(Data records)
-- START --

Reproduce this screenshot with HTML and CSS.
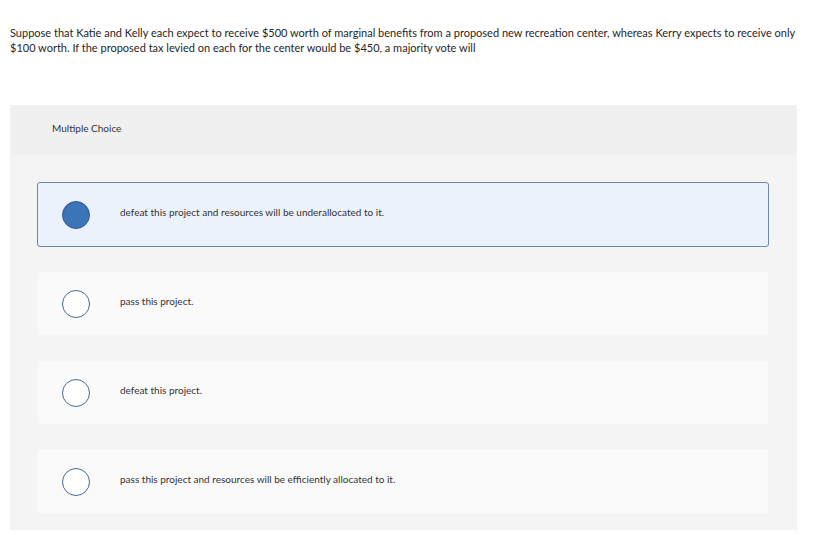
FILE: index.html
```html
<!DOCTYPE html>
<html>
<head>
<meta charset="utf-8">
<link rel="stylesheet" href="styles.css">
</head>
<body>
<div class="question">Suppose that Katie and Kelly each expect to receive $500 worth of marginal benefits from a proposed new recreation center, whereas Kerry expects to receive only $100 worth. If the proposed tax levied on each for the center would be $450, a majority vote will</div>
<div class="panel">
  <div class="panel-head">Multiple Choice</div>
  <div class="options">
    <div class="option selected"><span class="radio"></span><span class="label">defeat this project and resources will be underallocated to it.</span></div>
    <div class="option"><span class="radio"></span><span class="label">pass this project.</span></div>
    <div class="option"><span class="radio"></span><span class="label">defeat this project.</span></div>
    <div class="option"><span class="radio"></span><span class="label">pass this project and resources will be efficiently allocated to it.</span></div>
  </div>
</div>
</body>
</html>
```
FILE: styles.css
```css
* { box-sizing: border-box; }
body {
  margin: 0;
  background: #ffffff;
  font-family: Lato, "Open Sans", sans-serif;
  color: #222;
}
.question {
  padding: 25px 10px 0 10px;
  font-size: 11px;
  line-height: 15px;
  width: 812px;
  color: #262626;
}
.panel {
  margin: 50px 0 0 10px;
  width: 787px;
  background: #f4f4f4;
  padding-bottom: 16px;
}
.panel-head {
  height: 50px;
  background: #f0f0f0;
  padding-left: 42px;
  padding-bottom: 5px;
  display: flex;
  align-items: center;
  font-size: 10px;
  color: #333;
}
.options {
  display: flex;
  flex-direction: column;
  gap: 24px;
  padding: 27px 28px 0 27px;
}
.option {
  height: 65px;
  background: #fafafa;
  border: 1px solid #f6f6f6;
  border-radius: 3px;
  display: flex;
  align-items: center;
  padding-left: 24px;
  font-size: 10px;
  color: #333;
}
.option.selected {
  background: #ebf2fb;
  border: 1px solid #6f87a8;
}
.radio {
  width: 28px;
  height: 28px;
  border-radius: 50%;
  border: 1.5px solid #4a6b94;
  background: #fff;
  flex: none;
}
.selected .radio {
  background: #3c74b8;
  border-color: #2f5d94;
}
.label {
  margin-left: 30px;
  margin-bottom: 6px;
}
```
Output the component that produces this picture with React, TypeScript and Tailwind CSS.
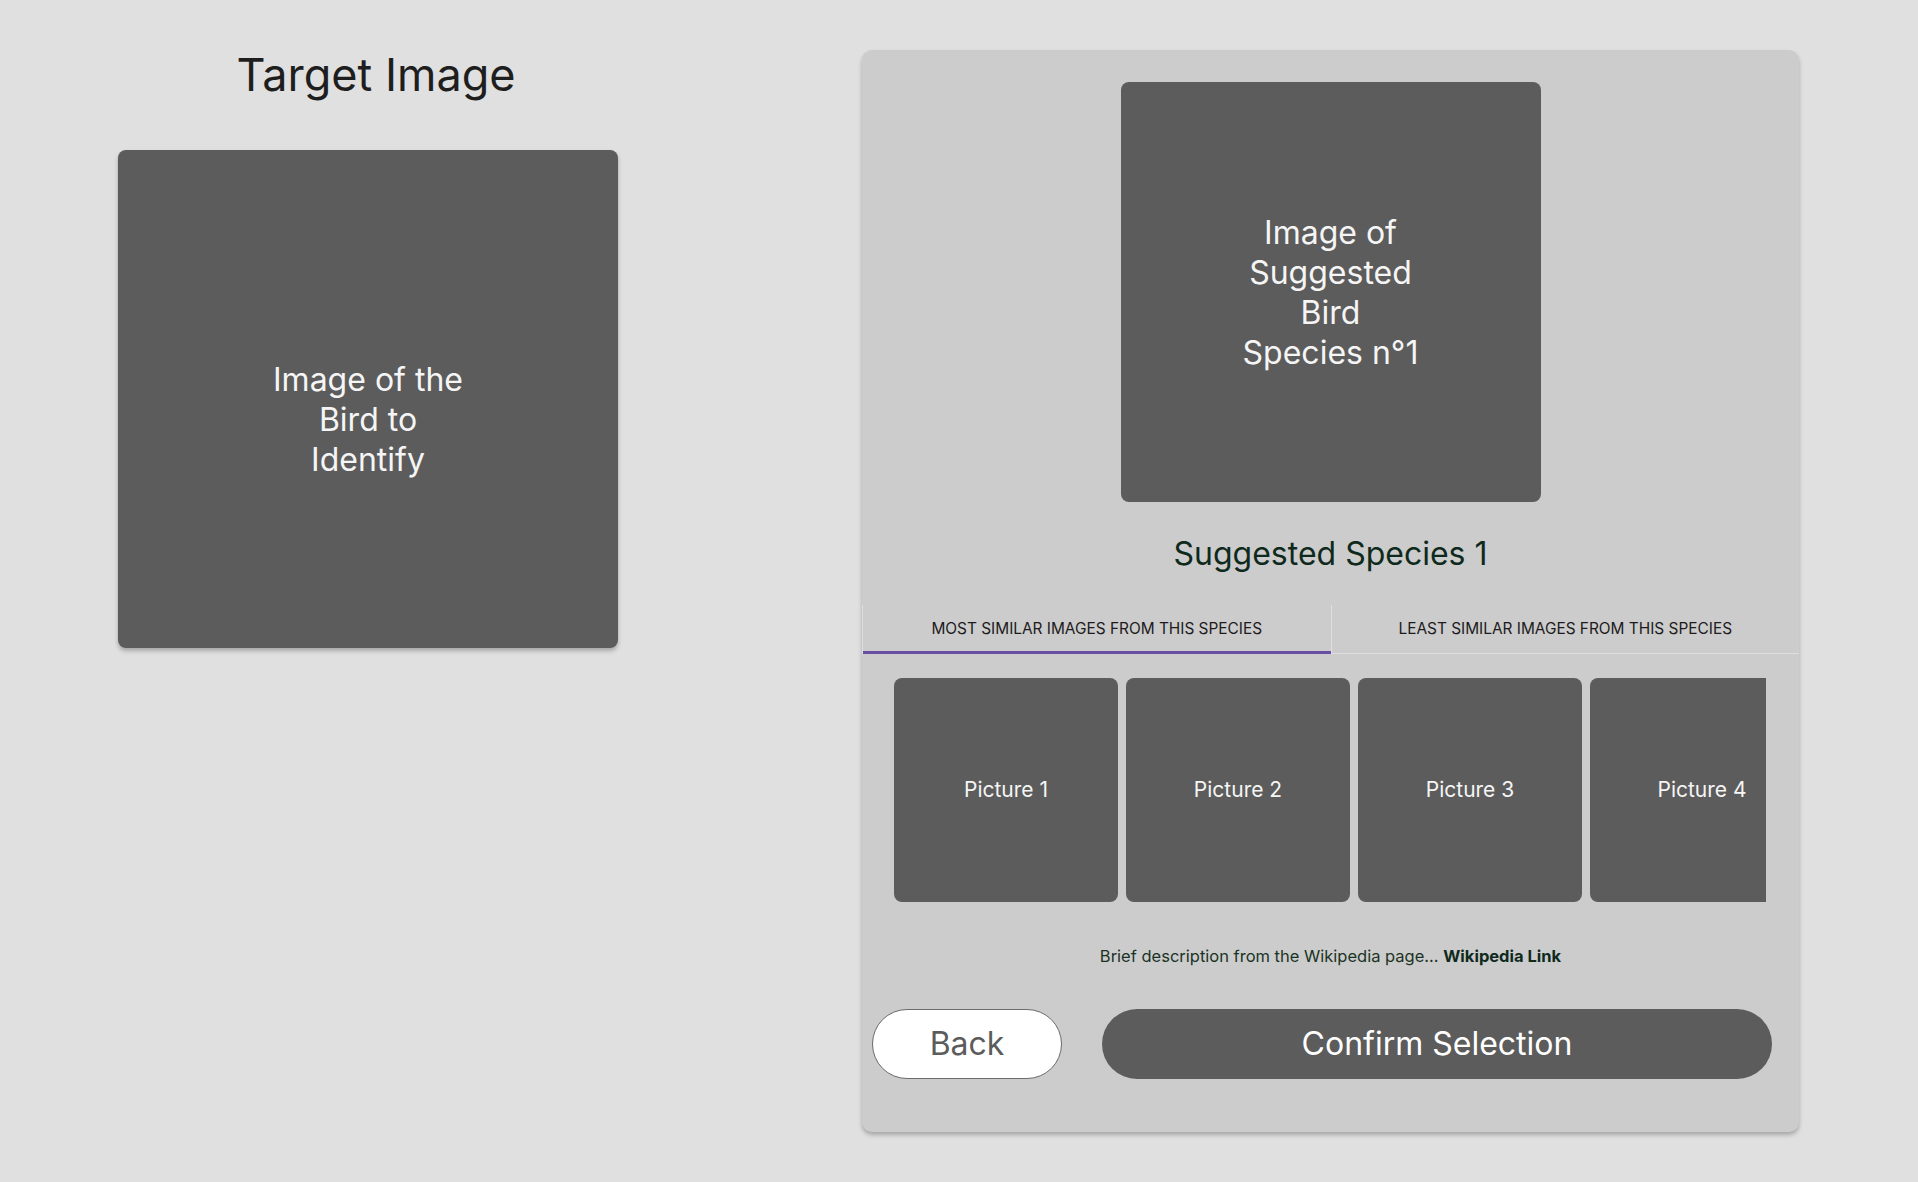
import { useState } from "react";

const pictures = ["Picture 1", "Picture 2", "Picture 3", "Picture 4"];

function App() {
  const [tab, setTab] = useState(0);

  return (
    <div className="min-h-screen bg-[#e0e0e0] font-['Inter',sans-serif]">
      <div className="flex items-start gap-[244px] pl-[118px] pt-[50px]">
        {/* Target image */}
        <div className="flex w-[500px] flex-col">
          <h1 className="-mt-[3px] pl-[16px] text-center text-[45px] leading-[56px] text-[#1e1e1e]">Target Image</h1>
          <div className="mt-[47px] flex h-[498px] w-[500px] items-center justify-center rounded-[8px] bg-[#5c5c5c] pt-[42px] shadow-[0_3px_4px_rgba(0,0,0,0.25)]">
            <p className="text-center text-[32px] leading-[40px] text-[#f5f5f5]">
              Image of the
              <br />
              Bird to
              <br />
              Identify
            </p>
          </div>
        </div>

        {/* Suggestion panel */}
        <div className="flex w-[937px] flex-col items-center rounded-[10px] bg-[#cccccc] pt-[32px] pb-[53px] shadow-[0_3px_4px_rgba(0,0,0,0.25)]">
          <div className="flex h-[420px] w-[420px] items-center justify-center rounded-[8px] bg-[#5c5c5c] pt-[2px]">
            <p className="text-center text-[32px] leading-[40px] text-[#f5f5f5]">
              Image of
              <br />
              Suggested
              <br />
              Bird
              <br />
              Species n°1
            </p>
          </div>

          <h2 className="mt-[32px] text-[32px] leading-[40px] text-[#0f2a1c]">Suggested Species 1</h2>

          <div className="mt-[31px] flex w-full border-b border-[#dedede]">
            {["Most similar images from this species", "Least similar images from this species"].map((label, i) => (
              <button
                key={label}
                onClick={() => setTab(i)}
                className={
                  "relative flex h-[48px] flex-1 items-center justify-center text-[15.4px] uppercase text-[#1d1b20] " +
                  (i === 0 ? "border-r border-l border-[#dedede]" : "")
                }
              >
                {label}
                {tab === i && <span className="absolute right-0 -bottom-px left-0 h-[3px] bg-[#6750a4]" />}
              </button>
            ))}
          </div>

          <div className="mt-[24px] ml-[32px] w-[872px] self-start overflow-hidden">
            <div className="flex gap-[8px]">
              {pictures.map((p) => (
                <div
                  key={p}
                  className="flex h-[224px] w-[224px] shrink-0 items-center justify-center rounded-[8px] bg-[#5c5c5c] text-[21px] text-[#f5f5f5]"
                >
                  {p}
                </div>
              ))}
            </div>
          </div>

          <p className="mt-[44px] text-[16.5px] leading-[20px] text-[#1b3325]">
            Brief description from the Wikipedia page... <span className="font-bold text-[#0f2a1c]">Wikipedia Link</span>
          </p>

          <div className="mt-[43px] flex w-full items-center gap-[40px] pr-[27px] pl-[10px]">
            <button className="h-[70px] w-[190px] rounded-full border border-[#6b6b6b] bg-white text-[32px] text-[#5c5c5c]">
              Back
            </button>
            <button className="h-[70px] flex-1 rounded-full bg-[#5c5c5c] text-[32px] text-white">Confirm Selection</button>
          </div>
        </div>
      </div>
    </div>
  );
}

export default App;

-- END --

_Directive_
Transcribe all the lines above exactly, apart from the pictures.

_Written response_
Reproduce this screenshot with HTML and CSS.
FILE: index.html
```html
<!DOCTYPE html>
<html>
<head>
<meta charset="utf-8">
<link rel="stylesheet" href="styles.css">
</head>
<body>
<div class="question">Suppose that Katie and Kelly each expect to receive $500 worth of marginal benefits from a proposed new recreation center, whereas Kerry expects to receive only $100 worth. If the proposed tax levied on each for the center would be $450, a majority vote will</div>
<div class="panel">
  <div class="panel-head">Multiple Choice</div>
  <div class="options">
    <div class="option selected"><span class="radio"></span><span class="label">defeat this project and resources will be underallocated to it.</span></div>
    <div class="option"><span class="radio"></span><span class="label">pass this project.</span></div>
    <div class="option"><span class="radio"></span><span class="label">defeat this project.</span></div>
    <div class="option"><span class="radio"></span><span class="label">pass this project and resources will be efficiently allocated to it.</span></div>
  </div>
</div>
</body>
</html>
```
FILE: styles.css
```css
* { box-sizing: border-box; }
body {
  margin: 0;
  background: #ffffff;
  font-family: Lato, "Open Sans", sans-serif;
  color: #222;
}
.question {
  padding: 25px 10px 0 10px;
  font-size: 11px;
  line-height: 15px;
  width: 812px;
  color: #262626;
}
.panel {
  margin: 50px 0 0 10px;
  width: 787px;
  background: #f4f4f4;
  padding-bottom: 16px;
}
.panel-head {
  height: 50px;
  background: #f0f0f0;
  padding-left: 42px;
  padding-bottom: 5px;
  display: flex;
  align-items: center;
  font-size: 10px;
  color: #333;
}
.options {
  display: flex;
  flex-direction: column;
  gap: 24px;
  padding: 27px 28px 0 27px;
}
.option {
  height: 65px;
  background: #fafafa;
  border: 1px solid #f6f6f6;
  border-radius: 3px;
  display: flex;
  align-items: center;
  padding-left: 24px;
  font-size: 10px;
  color: #333;
}
.option.selected {
  background: #ebf2fb;
  border: 1px solid #6f87a8;
}
.radio {
  width: 28px;
  height: 28px;
  border-radius: 50%;
  border: 1.5px solid #4a6b94;
  background: #fff;
  flex: none;
}
.selected .radio {
  background: #3c74b8;
  border-color: #2f5d94;
}
.label {
  margin-left: 30px;
  margin-bottom: 6px;
}
```
Output the component that produces this picture with React, TypeScript and Tailwind CSS.
import { useState } from "react";

const pictures = ["Picture 1", "Picture 2", "Picture 3", "Picture 4"];

function App() {
  const [tab, setTab] = useState(0);

  return (
    <div className="min-h-screen bg-[#e0e0e0] font-['Inter',sans-serif]">
      <div className="flex items-start gap-[244px] pl-[118px] pt-[50px]">
        {/* Target image */}
        <div className="flex w-[500px] flex-col">
          <h1 className="-mt-[3px] pl-[16px] text-center text-[45px] leading-[56px] text-[#1e1e1e]">Target Image</h1>
          <div className="mt-[47px] flex h-[498px] w-[500px] items-center justify-center rounded-[8px] bg-[#5c5c5c] pt-[42px] shadow-[0_3px_4px_rgba(0,0,0,0.25)]">
            <p className="text-center text-[32px] leading-[40px] text-[#f5f5f5]">
              Image of the
              <br />
              Bird to
              <br />
              Identify
            </p>
          </div>
        </div>

        {/* Suggestion panel */}
        <div className="flex w-[937px] flex-col items-center rounded-[10px] bg-[#cccccc] pt-[32px] pb-[53px] shadow-[0_3px_4px_rgba(0,0,0,0.25)]">
          <div className="flex h-[420px] w-[420px] items-center justify-center rounded-[8px] bg-[#5c5c5c] pt-[2px]">
            <p className="text-center text-[32px] leading-[40px] text-[#f5f5f5]">
              Image of
              <br />
              Suggested
              <br />
              Bird
              <br />
              Species n°1
            </p>
          </div>

          <h2 className="mt-[32px] text-[32px] leading-[40px] text-[#0f2a1c]">Suggested Species 1</h2>

          <div className="mt-[31px] flex w-full border-b border-[#dedede]">
            {["Most similar images from this species", "Least similar images from this species"].map((label, i) => (
              <button
                key={label}
                onClick={() => setTab(i)}
                className={
                  "relative flex h-[48px] flex-1 items-center justify-center text-[15.4px] uppercase text-[#1d1b20] " +
                  (i === 0 ? "border-r border-l border-[#dedede]" : "")
                }
              >
                {label}
                {tab === i && <span className="absolute right-0 -bottom-px left-0 h-[3px] bg-[#6750a4]" />}
              </button>
            ))}
          </div>

          <div className="mt-[24px] ml-[32px] w-[872px] self-start overflow-hidden">
            <div className="flex gap-[8px]">
              {pictures.map((p) => (
                <div
                  key={p}
                  className="flex h-[224px] w-[224px] shrink-0 items-center justify-center rounded-[8px] bg-[#5c5c5c] text-[21px] text-[#f5f5f5]"
                >
                  {p}
                </div>
              ))}
            </div>
          </div>

          <p className="mt-[44px] text-[16.5px] leading-[20px] text-[#1b3325]">
            Brief description from the Wikipedia page... <span className="font-bold text-[#0f2a1c]">Wikipedia Link</span>
          </p>

          <div className="mt-[43px] flex w-full items-center gap-[40px] pr-[27px] pl-[10px]">
            <button className="h-[70px] w-[190px] rounded-full border border-[#6b6b6b] bg-white text-[32px] text-[#5c5c5c]">
              Back
            </button>
            <button className="h-[70px] flex-1 rounded-full bg-[#5c5c5c] text-[32px] text-white">Confirm Selection</button>
          </div>
        </div>
      </div>
    </div>
  );
}

export default App;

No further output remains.